Liquidation of a pension scheme in Kenya is a regulated process designed to protect member benefits and ensure orderly closure. It typically begins when a scheme sponsor or board of trustees decides to wind up the fund due to reasons such as employer insolvency, regulatory non-compliance, or voluntary restructuring. Once this decision is made, the Retirement Benefits Authority (RBA) is formally notified, and a qualified liquidator, often a licensed administrator or actuary, is appointed to oversee the process.
The liquidator prepares a winding-up proposal outlining the rationale, timelines, and methodology for distributing assets. This proposal must be approved by the RBA before any member benefits are disbursed. Following approval, the liquidator undertakes a comprehensive valuation of the scheme’s assets and liabilities. An independent audit is conducted to confirm the financial position, identify member balances, and account for any outstanding obligations.
Members are then notified of the liquidation and provided with clear information about their entitlements and available options. Each member’s benefit is calculated based on contributions, accrued interest, and the scheme’s rules.
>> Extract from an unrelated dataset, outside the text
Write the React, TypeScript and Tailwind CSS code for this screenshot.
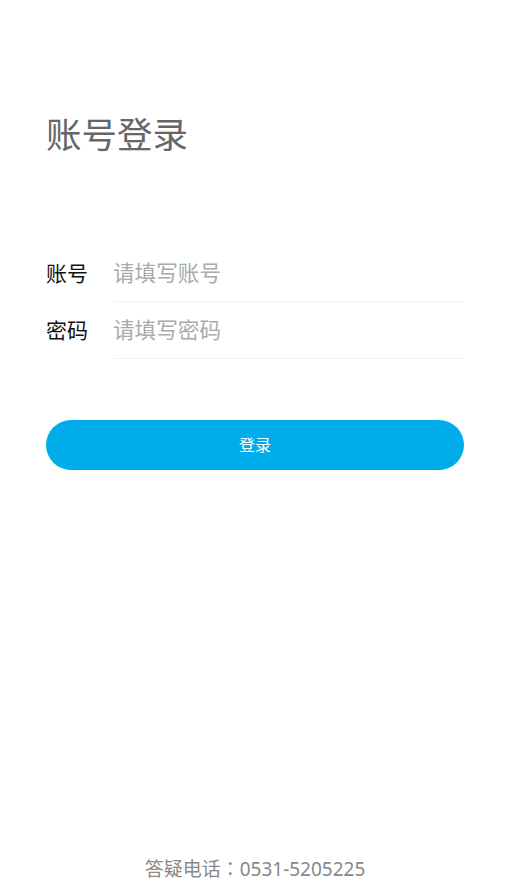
import React from "react";

export default function App() {
  return (
    <div
      className="flex h-[895px] w-full flex-col bg-white px-[46px]"
      style={{ fontFamily: '"Noto Sans", "Noto Sans CJK SC", sans-serif' }}
    >
      {/* Title */}
      <h1 className="mt-[110px] text-[35.5px] leading-[48px] text-[#666666]">账号登录</h1>

      {/* Form */}
      <div className="mt-[87px] flex flex-col">
        <div className="flex items-center">
          <span className="w-[67px] text-[21px] text-[#111111]">账号</span>
          <div className="flex h-[57px] flex-1 items-center border-b border-[#f3f3f3] pr-[2px]">
            <input
              className="w-full bg-transparent text-[21.6px] text-[#333] outline-none placeholder:text-[#aaaaaa]"
              placeholder="请填写账号"
            />
          </div>
        </div>
        <div className="flex items-center">
          <span className="w-[67px] text-[21px] text-[#111111]">密码</span>
          <div className="flex h-[57px] flex-1 items-center border-b border-[#f3f3f3] pr-[2px]">
            <input
              type="password"
              className="w-full bg-transparent text-[21.6px] text-[#333] outline-none placeholder:text-[#aaaaaa]"
              placeholder="请填写密码"
            />
          </div>
        </div>
      </div>

      {/* Submit */}
      <button className="mt-[61px] h-[50px] w-full rounded-full bg-[#00adea] text-[16px] text-white">
        登录
      </button>

      <div className="flex-1" />

      {/* Footer */}
      <p
        className="mb-[12px] text-center text-[19px] text-[#888888]"
        style={{ fontFamily: '"Noto Sans", "Noto Sans CJK TC", sans-serif' }}
      >
        答疑电话：0531-5205225
      </p>
    </div>
  );
}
In defined contribution schemes, this process is straightforward, while defined benefit schemes may require actuarial input to determine final payouts.
Once calculations are complete, members may choose to transfer their benefits to another registered pension scheme or individual retirement account. Alternatively, they may opt for a lump-sum payout, subject to applicable tax laws and age restrictions. Any unclaimed benefits are held in trust or transferred to the Unclaimed Financial Assets Authority.
After all benefits have been disbursed and liabilities settled, the liquidator submits a final report to the RBA. The scheme is then formally deregistered, marking the end of its legal existence.
While liquidation may signal the closure of a pension scheme, it does not compromise the safety of member funds. The process is governed by strict oversight and transparency, ensuring that retirement savings remain secure, accessible, and properly accounted for. Members retain full control over how their benefits are handled, with clear options for transfer or payout under the law.